Data provided
_ _ _ _

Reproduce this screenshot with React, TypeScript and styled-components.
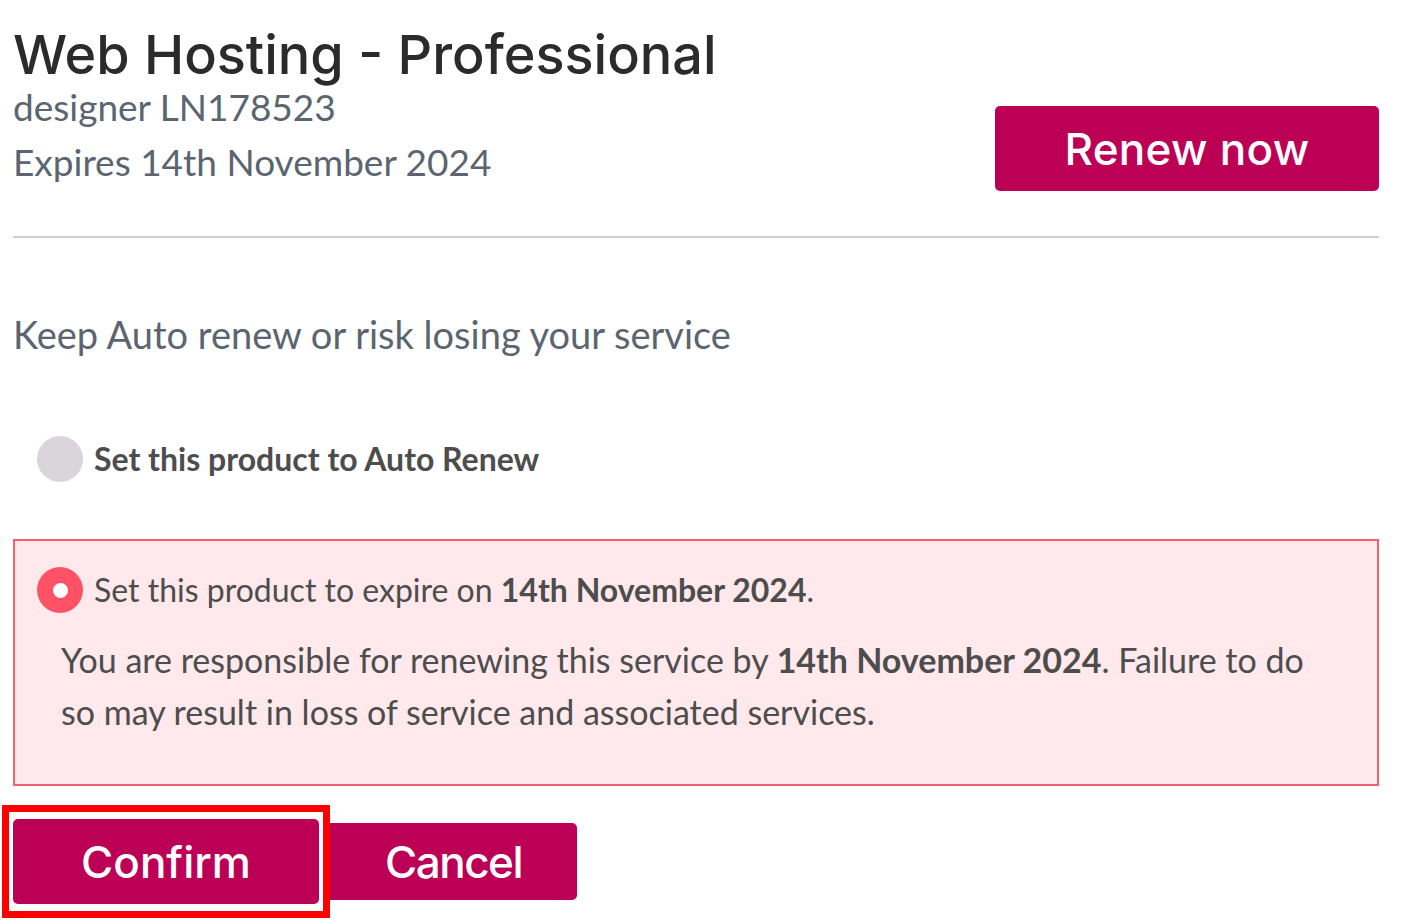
import React, { useState } from "react";
import styled, { createGlobalStyle } from "styled-components";

const Colors = {
  BRAND: "#bc0056",
  HEADING: "#2b2b2b",
  MUTED: "#5b6570",
  TEXT: "#4d4d4d",
  DIVIDER: "#cfcfcf",
  RADIO_OFF: "#d9d5db",
  RADIO_ON: "#ff5266",
  ALERT_BG: "#ffe9ec",
  ALERT_BORDER: "#f4606f",
  FOCUS: "#ff0000",
};

const GlobalStyle = createGlobalStyle`
  * { box-sizing: border-box; }
  body {
    margin: 0;
    background: #fff;
    font-family: Lato, "Open Sans", sans-serif;
    color: ${Colors.TEXT};
  }
`;

const Page = styled.div`
  width: 1366px;
  margin-left: 13px;
  padding-top: 31px;
`;

const Header = styled.div`
  display: flex;
  align-items: flex-start;
  justify-content: space-between;
  padding-bottom: 45px;
  border-bottom: 2px solid ${Colors.DIVIDER};
`;

const Product = styled.div`
  display: flex;
  flex-direction: column;
`;

const Title = styled.h1`
  margin: 0;
  font-family: Inter, sans-serif;
  font-weight: 500;
  font-size: 54px;
  line-height: 48px;
  letter-spacing: 0;
  color: ${Colors.HEADING};
`;

const Meta = styled.div`
  font-size: 37px;
  line-height: 55px;
  color: ${Colors.MUTED};
`;

const BrandButton = styled.button<{ joined?: boolean }>`
  border: none;
  padding: 0;
  background: ${Colors.BRAND};
  color: #fff;
  font-family: Inter, sans-serif;
  font-weight: 500;
  font-size: 44px;
  border-radius: ${({ joined }) => (joined ? "0 5px 5px 0" : "5px")};
  cursor: pointer;
`;

const RenewButton = styled(BrandButton)`
  margin-top: 75px;
  width: 384px;
  height: 85px;
  letter-spacing: 0.3px;
`;

const Lead = styled.p`
  margin: 72px 0 0;
  font-size: 38px;
  line-height: 48px;
  color: ${Colors.MUTED};
`;

const Option = styled.label<{ selected?: boolean }>`
  display: block;
  margin-top: ${({ selected }) => (selected ? "54px" : "75px")};
  padding: ${({ selected }) => (selected ? "25px 22px 46px 22px" : "0 0 0 22px")};
  background: ${({ selected }) => (selected ? Colors.ALERT_BG : "transparent")};
  border: 2px solid ${({ selected }) => (selected ? Colors.ALERT_BORDER : "transparent")};
  cursor: pointer;
`;

const OptionRow = styled.div`
  display: flex;
  align-items: center;
  gap: 11px;
`;

const Radio = styled.span<{ checked?: boolean }>`
  flex: none;
  width: 46px;
  height: 46px;
  border-radius: 50%;
  background: ${({ checked }) => (checked ? Colors.RADIO_ON : Colors.RADIO_OFF)};
  display: flex;
  align-items: center;
  justify-content: center;

  &::after {
    content: "";
    display: ${({ checked }) => (checked ? "block" : "none")};
    width: 15px;
    height: 15px;
    border-radius: 50%;
    background: #fff;
  }
`;

const OptionText = styled.span<{ strong?: boolean }>`
  font-size: 32px;
  line-height: 48px;
  font-weight: ${({ strong }) => (strong ? 700 : 400)};
  color: ${Colors.TEXT};

  b {
    font-weight: 700;
  }
`;

const Warning = styled.p`
  margin: 20px 0 0 24px;
  font-size: 34px;
  line-height: 52px;
  color: ${Colors.TEXT};

  b {
    font-weight: 700;
  }
`;

const Actions = styled.div`
  display: flex;
  align-items: center;
  margin-top: 19px;
`;

const FocusRing = styled.div`
  margin-left: -11px;
  padding: 7px 4px;
  border: 7px solid ${Colors.FOCUS};
`;

const ConfirmButton = styled(BrandButton)`
  display: block;
  width: 306px;
  height: 85px;
`;

const CancelButton = styled(BrandButton)`
  width: 247px;
  height: 77px;
  letter-spacing: -1.5px;
`;

function App() {
  const [choice, setChoice] = useState<"renew" | "expire">("expire");

  return (
    <Page>
      <GlobalStyle />
      <Header>
        <Product>
          <Title>Web Hosting - Professional</Title>
          <Meta>designer LN178523</Meta>
          <Meta>Expires 14th November 2024</Meta>
        </Product>
        <RenewButton>Renew now</RenewButton>
      </Header>

      <Lead>Keep Auto renew or risk losing your service</Lead>

      <Option onClick={() => setChoice("renew")} selected={choice === "renew"}>
        <OptionRow>
          <Radio checked={choice === "renew"} />
          <OptionText strong>Set this product to Auto Renew</OptionText>
        </OptionRow>
      </Option>

      <Option onClick={() => setChoice("expire")} selected={choice === "expire"}>
        <OptionRow>
          <Radio checked={choice === "expire"} />
          <OptionText>
            Set this product to expire on <b>14th November 2024</b>.
          </OptionText>
        </OptionRow>
        {choice === "expire" && (
          <Warning>
            You are responsible for renewing this service by{" "}
            <b>14th November 2024</b>. Failure to do
            <br />
            so may result in loss of service and associated services.
          </Warning>
        )}
      </Option>

      <Actions>
        <FocusRing>
          <ConfirmButton>Confirm</ConfirmButton>
        </FocusRing>
        <CancelButton joined>Cancel</CancelButton>
      </Actions>
    </Page>
  );
}

export default App;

_ _ _ _

Challenge
Every line above should be returned exactly; the pictures stay out.

Result of the task
Reproduce this screenshot with React, TypeScript and styled-components.
import React, { useState } from "react";
import styled, { createGlobalStyle } from "styled-components";

const Colors = {
  BRAND: "#bc0056",
  HEADING: "#2b2b2b",
  MUTED: "#5b6570",
  TEXT: "#4d4d4d",
  DIVIDER: "#cfcfcf",
  RADIO_OFF: "#d9d5db",
  RADIO_ON: "#ff5266",
  ALERT_BG: "#ffe9ec",
  ALERT_BORDER: "#f4606f",
  FOCUS: "#ff0000",
};

const GlobalStyle = createGlobalStyle`
  * { box-sizing: border-box; }
  body {
    margin: 0;
    background: #fff;
    font-family: Lato, "Open Sans", sans-serif;
    color: ${Colors.TEXT};
  }
`;

const Page = styled.div`
  width: 1366px;
  margin-left: 13px;
  padding-top: 31px;
`;

const Header = styled.div`
  display: flex;
  align-items: flex-start;
  justify-content: space-between;
  padding-bottom: 45px;
  border-bottom: 2px solid ${Colors.DIVIDER};
`;

const Product = styled.div`
  display: flex;
  flex-direction: column;
`;

const Title = styled.h1`
  margin: 0;
  font-family: Inter, sans-serif;
  font-weight: 500;
  font-size: 54px;
  line-height: 48px;
  letter-spacing: 0;
  color: ${Colors.HEADING};
`;

const Meta = styled.div`
  font-size: 37px;
  line-height: 55px;
  color: ${Colors.MUTED};
`;

const BrandButton = styled.button<{ joined?: boolean }>`
  border: none;
  padding: 0;
  background: ${Colors.BRAND};
  color: #fff;
  font-family: Inter, sans-serif;
  font-weight: 500;
  font-size: 44px;
  border-radius: ${({ joined }) => (joined ? "0 5px 5px 0" : "5px")};
  cursor: pointer;
`;

const RenewButton = styled(BrandButton)`
  margin-top: 75px;
  width: 384px;
  height: 85px;
  letter-spacing: 0.3px;
`;

const Lead = styled.p`
  margin: 72px 0 0;
  font-size: 38px;
  line-height: 48px;
  color: ${Colors.MUTED};
`;

const Option = styled.label<{ selected?: boolean }>`
  display: block;
  margin-top: ${({ selected }) => (selected ? "54px" : "75px")};
  padding: ${({ selected }) => (selected ? "25px 22px 46px 22px" : "0 0 0 22px")};
  background: ${({ selected }) => (selected ? Colors.ALERT_BG : "transparent")};
  border: 2px solid ${({ selected }) => (selected ? Colors.ALERT_BORDER : "transparent")};
  cursor: pointer;
`;

const OptionRow = styled.div`
  display: flex;
  align-items: center;
  gap: 11px;
`;

const Radio = styled.span<{ checked?: boolean }>`
  flex: none;
  width: 46px;
  height: 46px;
  border-radius: 50%;
  background: ${({ checked }) => (checked ? Colors.RADIO_ON : Colors.RADIO_OFF)};
  display: flex;
  align-items: center;
  justify-content: center;

  &::after {
    content: "";
    display: ${({ checked }) => (checked ? "block" : "none")};
    width: 15px;
    height: 15px;
    border-radius: 50%;
    background: #fff;
  }
`;

const OptionText = styled.span<{ strong?: boolean }>`
  font-size: 32px;
  line-height: 48px;
  font-weight: ${({ strong }) => (strong ? 700 : 400)};
  color: ${Colors.TEXT};

  b {
    font-weight: 700;
  }
`;

const Warning = styled.p`
  margin: 20px 0 0 24px;
  font-size: 34px;
  line-height: 52px;
  color: ${Colors.TEXT};

  b {
    font-weight: 700;
  }
`;

const Actions = styled.div`
  display: flex;
  align-items: center;
  margin-top: 19px;
`;

const FocusRing = styled.div`
  margin-left: -11px;
  padding: 7px 4px;
  border: 7px solid ${Colors.FOCUS};
`;

const ConfirmButton = styled(BrandButton)`
  display: block;
  width: 306px;
  height: 85px;
`;

const CancelButton = styled(BrandButton)`
  width: 247px;
  height: 77px;
  letter-spacing: -1.5px;
`;

function App() {
  const [choice, setChoice] = useState<"renew" | "expire">("expire");

  return (
    <Page>
      <GlobalStyle />
      <Header>
        <Product>
          <Title>Web Hosting - Professional</Title>
          <Meta>designer LN178523</Meta>
          <Meta>Expires 14th November 2024</Meta>
        </Product>
        <RenewButton>Renew now</RenewButton>
      </Header>

      <Lead>Keep Auto renew or risk losing your service</Lead>

      <Option onClick={() => setChoice("renew")} selected={choice === "renew"}>
        <OptionRow>
          <Radio checked={choice === "renew"} />
          <OptionText strong>Set this product to Auto Renew</OptionText>
        </OptionRow>
      </Option>

      <Option onClick={() => setChoice("expire")} selected={choice === "expire"}>
        <OptionRow>
          <Radio checked={choice === "expire"} />
          <OptionText>
            Set this product to expire on <b>14th November 2024</b>.
          </OptionText>
        </OptionRow>
        {choice === "expire" && (
          <Warning>
            You are responsible for renewing this service by{" "}
            <b>14th November 2024</b>. Failure to do
            <br />
            so may result in loss of service and associated services.
          </Warning>
        )}
      </Option>

      <Actions>
        <FocusRing>
          <ConfirmButton>Confirm</ConfirmButton>
        </FocusRing>
        <CancelButton joined>Cancel</CancelButton>
      </Actions>
    </Page>
  );
}

export default App;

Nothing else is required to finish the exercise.